Drone attacks have set alight two major oil facilities run by the state-owned company Aramco in Saudi Arabia, state media say.
Footage showed flames and huge palls of smoke over Abqaiq, site of Aramco’s largest oil processing plant.
A second drone attack also started fires in the Khurais oilfield to the west. The fires are now under control at both facilities, state media said.
Iran-aligned Houthi fighters in Yemen have been blamed for previous attacks.
However, the Saudi media reports did not say who could be behind the latest attacks.
“At 04:00 (01:00 GMT), the industrial security teams of Aramco started dealing with fires at two of its facilities in Abqaiq and Khurais as a result of… drones,” the official Saudi Press Agency reported.

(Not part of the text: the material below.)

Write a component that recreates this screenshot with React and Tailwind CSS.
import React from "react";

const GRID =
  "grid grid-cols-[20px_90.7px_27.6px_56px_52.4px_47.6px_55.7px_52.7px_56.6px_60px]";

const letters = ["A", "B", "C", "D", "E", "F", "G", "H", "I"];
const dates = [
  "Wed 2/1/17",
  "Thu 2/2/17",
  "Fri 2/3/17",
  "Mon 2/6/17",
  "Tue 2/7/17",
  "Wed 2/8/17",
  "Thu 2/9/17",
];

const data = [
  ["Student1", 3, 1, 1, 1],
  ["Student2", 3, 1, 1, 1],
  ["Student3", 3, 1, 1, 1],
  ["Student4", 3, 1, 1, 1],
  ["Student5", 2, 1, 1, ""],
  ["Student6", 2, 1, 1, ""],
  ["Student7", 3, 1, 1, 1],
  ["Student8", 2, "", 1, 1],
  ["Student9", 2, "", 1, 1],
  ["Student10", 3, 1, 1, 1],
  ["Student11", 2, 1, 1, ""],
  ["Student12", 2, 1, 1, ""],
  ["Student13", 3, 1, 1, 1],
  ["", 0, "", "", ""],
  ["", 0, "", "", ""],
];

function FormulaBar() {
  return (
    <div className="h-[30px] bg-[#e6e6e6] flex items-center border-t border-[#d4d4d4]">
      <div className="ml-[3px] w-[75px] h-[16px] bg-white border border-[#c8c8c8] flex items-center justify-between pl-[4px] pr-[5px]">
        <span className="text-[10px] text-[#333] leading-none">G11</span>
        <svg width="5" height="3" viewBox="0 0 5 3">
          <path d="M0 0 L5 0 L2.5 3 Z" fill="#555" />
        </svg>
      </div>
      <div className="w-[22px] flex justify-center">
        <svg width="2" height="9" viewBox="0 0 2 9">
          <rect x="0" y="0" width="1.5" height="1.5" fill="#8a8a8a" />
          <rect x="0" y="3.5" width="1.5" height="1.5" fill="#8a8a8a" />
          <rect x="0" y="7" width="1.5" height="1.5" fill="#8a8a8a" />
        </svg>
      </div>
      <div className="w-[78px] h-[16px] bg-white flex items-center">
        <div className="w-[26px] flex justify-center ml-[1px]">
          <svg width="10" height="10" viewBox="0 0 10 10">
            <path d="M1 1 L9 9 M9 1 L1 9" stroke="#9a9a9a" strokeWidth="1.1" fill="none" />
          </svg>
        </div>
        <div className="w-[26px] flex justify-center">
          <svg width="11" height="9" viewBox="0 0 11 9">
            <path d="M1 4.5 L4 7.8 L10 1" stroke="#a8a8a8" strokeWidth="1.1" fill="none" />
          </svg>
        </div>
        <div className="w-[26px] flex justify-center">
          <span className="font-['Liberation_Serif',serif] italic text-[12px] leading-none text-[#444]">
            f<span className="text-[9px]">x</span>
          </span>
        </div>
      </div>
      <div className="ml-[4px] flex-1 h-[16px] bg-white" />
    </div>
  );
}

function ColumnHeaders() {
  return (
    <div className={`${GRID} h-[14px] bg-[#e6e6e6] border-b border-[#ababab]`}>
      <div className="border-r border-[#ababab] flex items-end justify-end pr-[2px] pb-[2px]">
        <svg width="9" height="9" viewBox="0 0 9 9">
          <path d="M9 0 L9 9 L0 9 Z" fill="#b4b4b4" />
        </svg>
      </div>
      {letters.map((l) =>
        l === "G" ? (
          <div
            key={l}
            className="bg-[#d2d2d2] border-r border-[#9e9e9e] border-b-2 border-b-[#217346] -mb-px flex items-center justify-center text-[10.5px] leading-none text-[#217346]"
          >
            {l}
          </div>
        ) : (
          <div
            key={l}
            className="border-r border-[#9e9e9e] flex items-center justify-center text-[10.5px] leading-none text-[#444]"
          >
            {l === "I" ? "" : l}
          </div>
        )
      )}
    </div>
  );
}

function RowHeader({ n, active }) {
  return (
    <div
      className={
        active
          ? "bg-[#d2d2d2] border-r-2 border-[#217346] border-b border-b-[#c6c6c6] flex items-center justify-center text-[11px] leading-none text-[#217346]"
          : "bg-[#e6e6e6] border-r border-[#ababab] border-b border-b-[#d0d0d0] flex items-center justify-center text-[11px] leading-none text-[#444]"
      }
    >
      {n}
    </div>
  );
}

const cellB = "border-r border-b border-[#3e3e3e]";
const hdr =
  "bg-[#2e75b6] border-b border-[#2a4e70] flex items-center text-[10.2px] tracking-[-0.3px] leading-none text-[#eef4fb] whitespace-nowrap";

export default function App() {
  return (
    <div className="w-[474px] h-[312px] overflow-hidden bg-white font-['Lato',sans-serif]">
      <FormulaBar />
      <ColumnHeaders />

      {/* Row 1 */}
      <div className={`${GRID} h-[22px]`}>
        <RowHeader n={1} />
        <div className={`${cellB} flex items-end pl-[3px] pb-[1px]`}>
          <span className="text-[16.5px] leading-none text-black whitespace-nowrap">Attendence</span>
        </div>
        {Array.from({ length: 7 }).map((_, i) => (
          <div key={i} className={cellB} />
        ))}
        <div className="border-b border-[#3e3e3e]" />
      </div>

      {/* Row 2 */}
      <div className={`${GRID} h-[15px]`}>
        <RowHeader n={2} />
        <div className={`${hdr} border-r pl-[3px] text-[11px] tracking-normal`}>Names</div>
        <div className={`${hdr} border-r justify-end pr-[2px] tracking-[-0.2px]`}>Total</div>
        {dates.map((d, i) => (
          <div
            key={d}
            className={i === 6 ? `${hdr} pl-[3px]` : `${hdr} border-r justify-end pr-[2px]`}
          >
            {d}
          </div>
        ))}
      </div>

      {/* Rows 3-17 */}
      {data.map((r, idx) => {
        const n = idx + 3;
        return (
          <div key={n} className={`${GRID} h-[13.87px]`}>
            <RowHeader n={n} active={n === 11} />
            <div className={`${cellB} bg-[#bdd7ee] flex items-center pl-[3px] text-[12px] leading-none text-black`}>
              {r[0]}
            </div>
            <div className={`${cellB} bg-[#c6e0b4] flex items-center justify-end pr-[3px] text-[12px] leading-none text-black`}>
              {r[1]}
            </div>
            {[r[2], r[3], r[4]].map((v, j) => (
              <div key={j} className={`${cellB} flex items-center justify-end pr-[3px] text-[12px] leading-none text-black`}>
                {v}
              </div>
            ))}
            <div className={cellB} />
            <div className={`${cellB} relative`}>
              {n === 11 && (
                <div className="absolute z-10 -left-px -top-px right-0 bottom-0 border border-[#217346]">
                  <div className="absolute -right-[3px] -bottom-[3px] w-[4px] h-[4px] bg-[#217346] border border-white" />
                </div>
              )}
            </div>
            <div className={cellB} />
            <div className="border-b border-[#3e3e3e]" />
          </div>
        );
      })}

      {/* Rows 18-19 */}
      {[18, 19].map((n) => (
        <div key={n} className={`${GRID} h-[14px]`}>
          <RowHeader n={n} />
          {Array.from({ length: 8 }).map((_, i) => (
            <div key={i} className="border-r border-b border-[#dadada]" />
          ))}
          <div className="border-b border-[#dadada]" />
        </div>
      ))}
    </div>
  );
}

“The two fires have been controlled.”
Abqaiq is about 60km (37 miles) south-west of Dhahran in Saudi Arabia’s Eastern Province, while Khurais, some 200km further south-west, has the country’s second largest oilfield.
What are the facilities?
The Abqaiq plant turns sour crude into sweet crude, producing up to 7 million barrels a day. Aramco says it is the world’s largest “crude oil stabilisation plant”.

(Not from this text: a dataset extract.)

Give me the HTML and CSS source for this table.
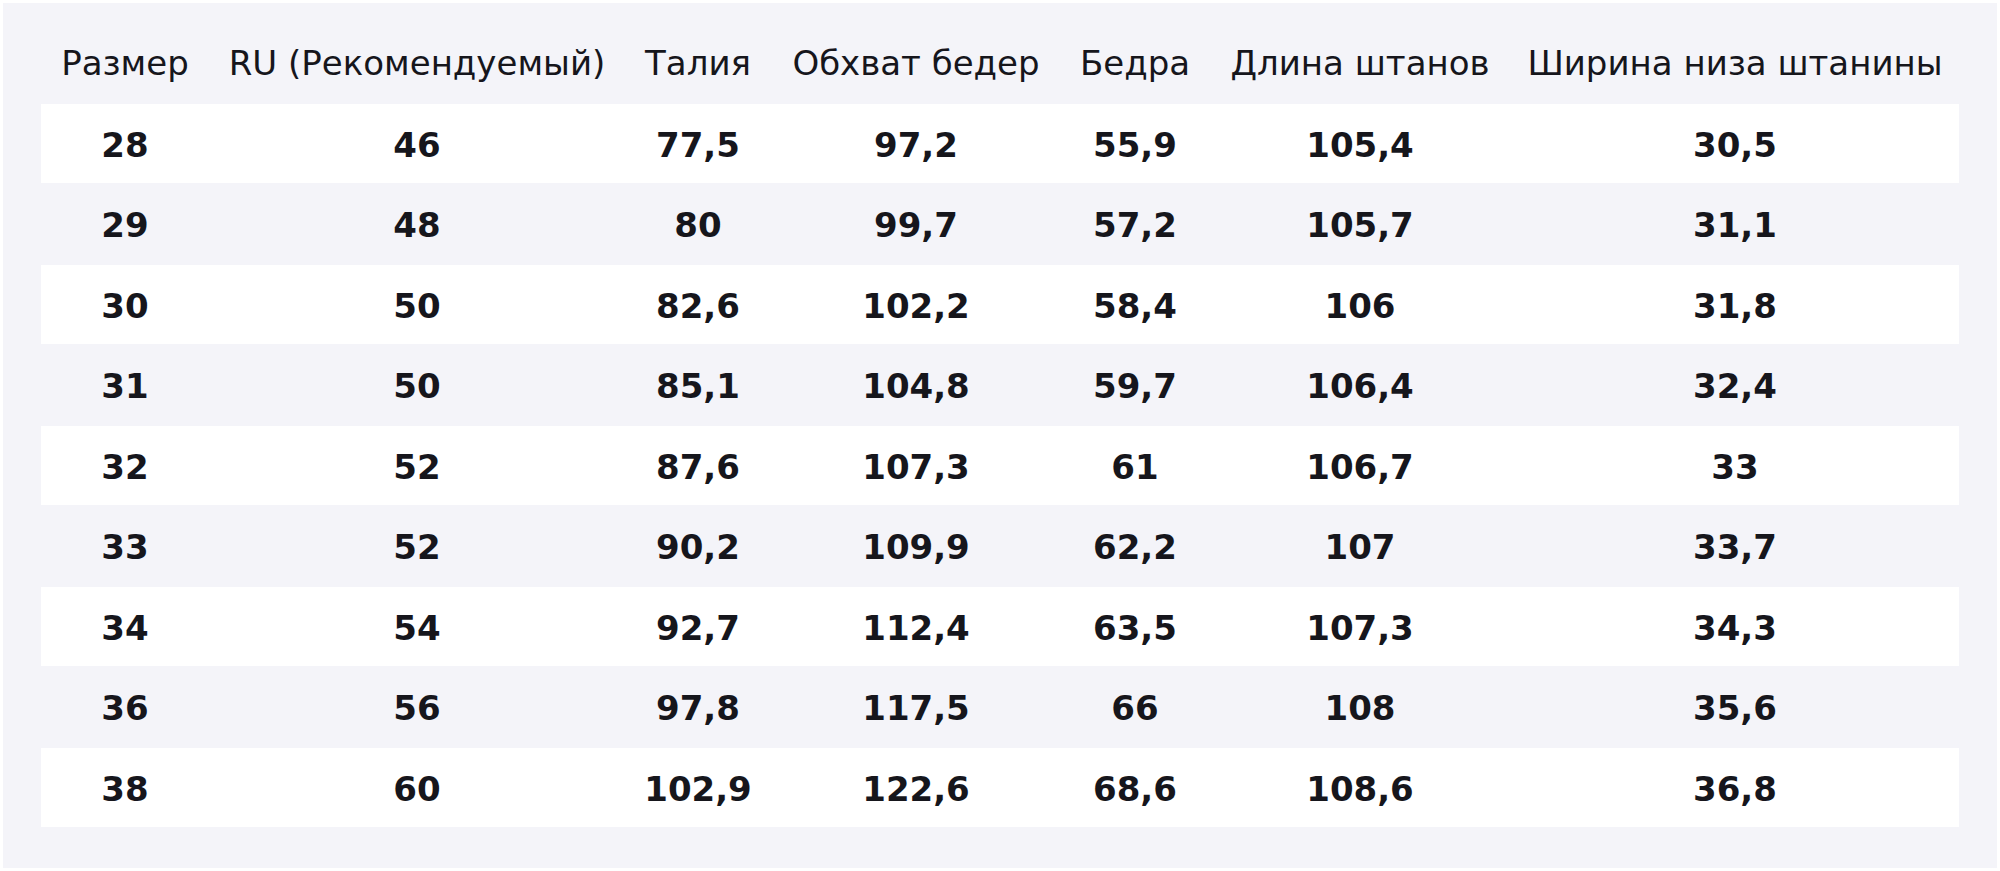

Saudi security forces foiled an attempt by al-Qaeda to attack the Abqaiq facility with suicide bombers in 2006.
The Khurais oilfield came on line in 2009 and is the nation’s second-largest after Ghawar. Khurais reportedly produces 1.5 million barrels a day with estimated recoverable oil reserves of more than 20 billion barrels.

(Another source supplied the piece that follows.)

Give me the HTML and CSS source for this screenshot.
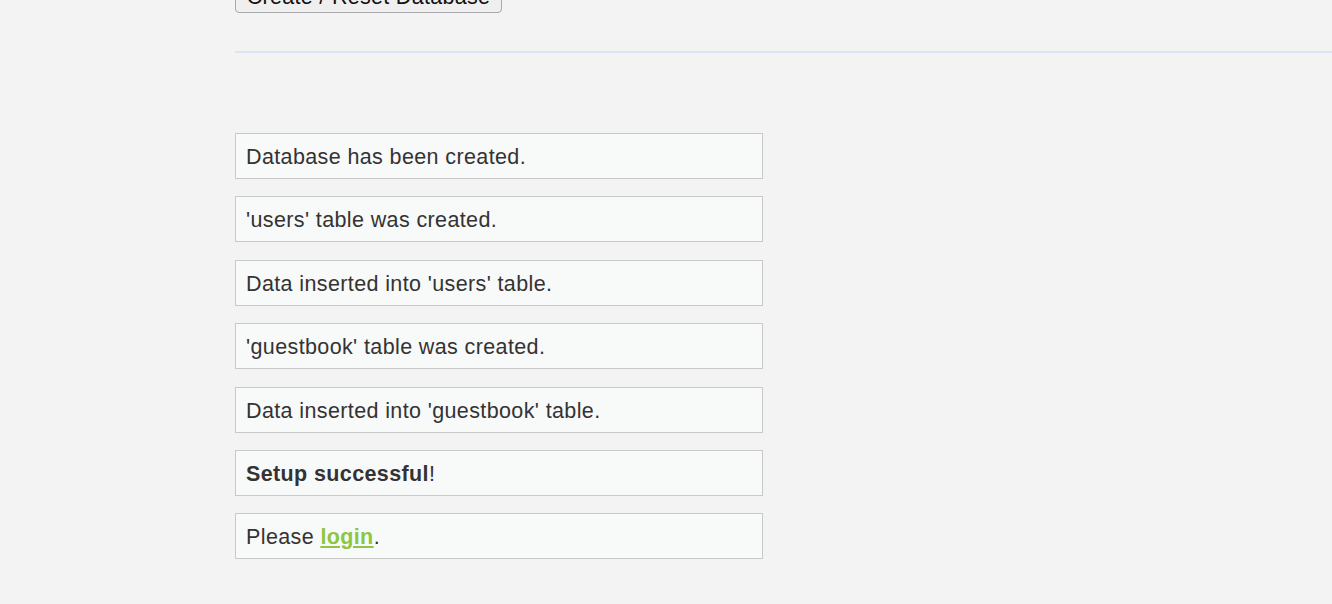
FILE: index.html
```html
<!DOCTYPE html>
<html>
<head>
<meta charset="utf-8">
<link rel="stylesheet" href="styles.css">
</head>
<body>
<div class="page">
  <form class="setup-form">
    <button type="button" class="btn">Create / Reset Database</button>
  </form>
  <hr class="divider">
  <div class="messages">
    <div class="msg">Database has been created.</div>
    <div class="msg">'users' table was created.</div>
    <div class="msg">Data inserted into 'users' table.</div>
    <div class="msg">'guestbook' table was created.</div>
    <div class="msg">Data inserted into 'guestbook' table.</div>
    <div class="msg"><b>Setup successful</b>!</div>
    <div class="msg">Please <a href="#" class="link">login</a>.</div>
  </div>
</div>
</body>
</html>
```
FILE: styles.css
```css
html, body {
  margin: 0;
  padding: 0;
  background: #f3f3f3;
  font-family: "Liberation Sans", Arial, sans-serif;
  color: #333;
  overflow: hidden;
}
.page {
  margin-left: 235px;
  margin-top: -19px;
}
.setup-form {
  margin: 0;
}
.btn {
  font-family: "Liberation Sans", Arial, sans-serif;
  font-size: 21.5px;
  letter-spacing: 0.3px;
  line-height: 24px;
  color: #111;
  background: #efefef;
  border: 1px solid #a8a8ad;
  border-radius: 4px;
  padding: 3px 10px;
  width: 267px;
  box-sizing: border-box;
  white-space: nowrap;
}
.divider {
  border: 0;
  height: 2px;
  background: #d9e4f6;
  margin: 38px 0 0 0;
}
.messages {
  margin-top: 80px;
}
.msg {
  width: 528px;
  box-sizing: border-box;
  background: #f8f9f9;
  border: 1px solid #c9c9c9;
  font-size: 21.5px;
  letter-spacing: 0.38px;
  line-height: 24px;
  padding: 11px 10px 9px;
  margin-bottom: 17.4px;
}
.msg b {
  font-weight: bold;
}
.link {
  color: #8dc63f;
  font-weight: bold;
  text-decoration: underline;
}
```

Global oil markets are closed for the weekend so there was no immediate effect on prices.
The attacks come as Aramco prepares for a much-anticipated initial public offering (IPO), part of a reform package led by King Salman’s son, Crown Prince Mohammed bin Salman, to reduce the economy’s reliance on oil.
Who could be behind the attacks?
Houthi fighters were blamed for drone attacks on the Shaybah natural gas liquefaction facility last month and on other oil facilities in May.
The Iran-aligned rebel movement is fighting the Yemeni government and a Saudi-led coalition.
Yemen has been at war since 2015, when President Abdrabbuh Mansour Hadi was forced to flee the capital Sanaa by the Houthis. Saudi Arabia backs President Hadi, and has led a coalition of regional countries against the rebels.
The coalition launches air strikes almost every day, while the Houthis often fire missiles into Saudi Arabia.
However, there are other sources of tension in the region, often stemming from the rivalry between Saudi Arabia and Iran.
Saudi Arabia and the US both blamed Iran for attacks in the Gulf on two oil tankers in June and July, allegations Tehran denied.
In May, four tankers, two of them Saudi-flagged, were damaged by explosions within the UAE’s territorial waters in the Gulf of Oman.
Saudi Arabia and then US National Security Adviser John Bolton blamed Iran. Tehran said the accusations were “ridiculous”.
Tension in the vital shipping lanes worsened when Iran shot down a US surveillance drone over the Strait of Hormuz in June, leading a month later to the Pentagon announcing the deployment of US troops to Saudi Arabia.